Hawking Forum Post 32363


Subject: Re: wormholes
Date: October 13, 2000 at 22:29:18
Poster: Samuel A. (Sam) Cox

HI:

And interesting...but how about going to the other external region the other way- via electromagnetic energy (photons)? Why is it necessary to time travel through a black hole? Since time ceases to pass from the R-frame of a photon, the trip to the other side would be just as quick going around the "long way".

INTERJECTION: It was pointed out to the author that photon paths are at 45 Degrees on the hyperspheres...they don't go "out" except from our 4D frame. Rather photons duck back in at the singular antipodes forcing us to traverse singularity. This characteristic graphically portrays 1. The omnipresence of the submicroscopic and astronomical, "Big Bang" antipodes, 2. The ultimate smallness of the universe and 3. the role of singularity in rigidly organizing and eternally structuring the GR universe.

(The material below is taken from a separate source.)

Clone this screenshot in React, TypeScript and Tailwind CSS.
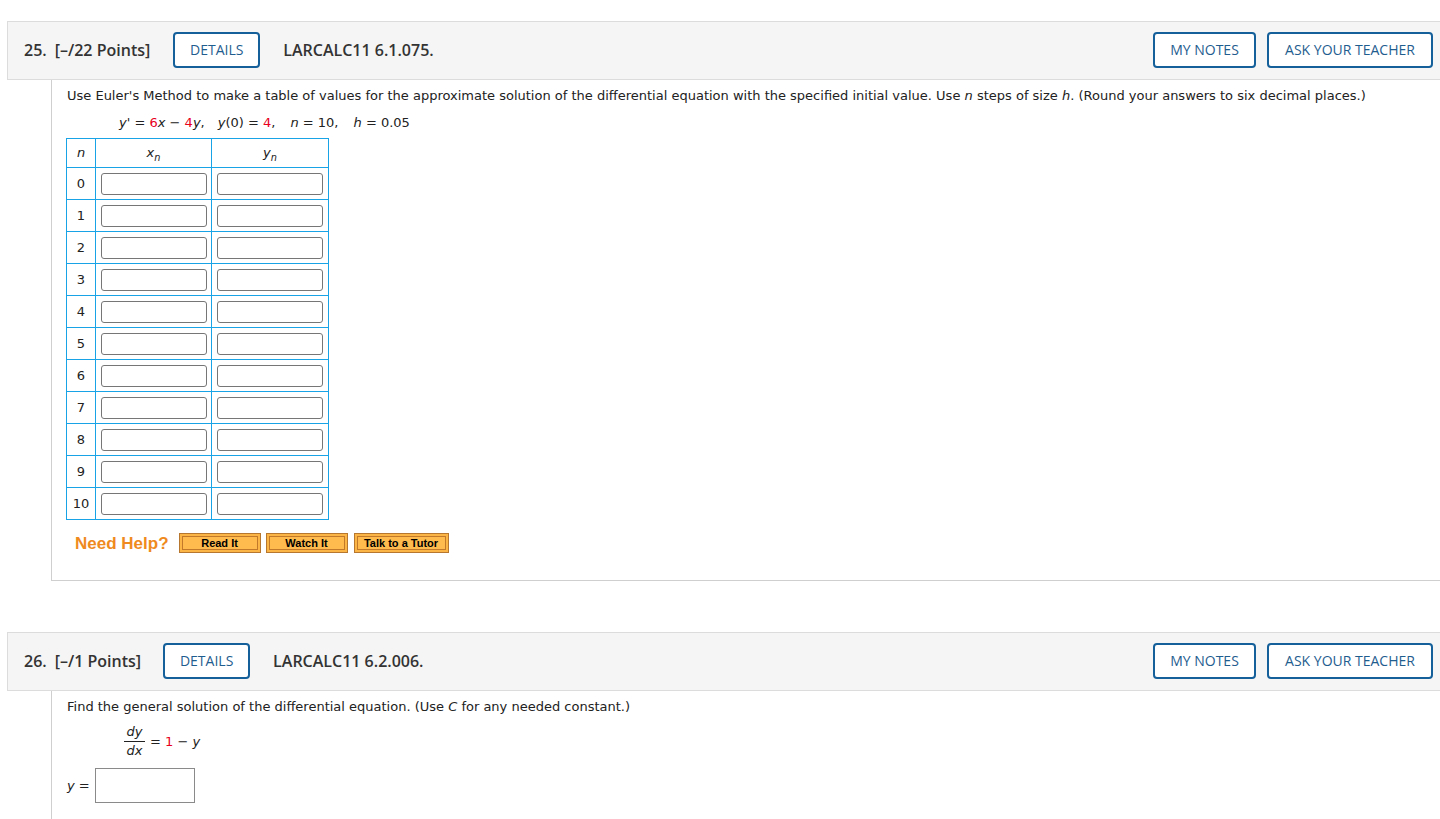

Who's going anywhere in a Geometric Universe anyway? Nothing gets lost. We are all fixtures. The process of creation, evolution and change in GR is very subtle, much more subtle I think than we can conceive. Observed by photons in 4-D, things in the universe seem to move, for we "see" only a continually changing sequence of cross sections of the linear time dimension. In 7-D the universe is almost frozen. At 11D change takes an eternity...kind of like a gearbox!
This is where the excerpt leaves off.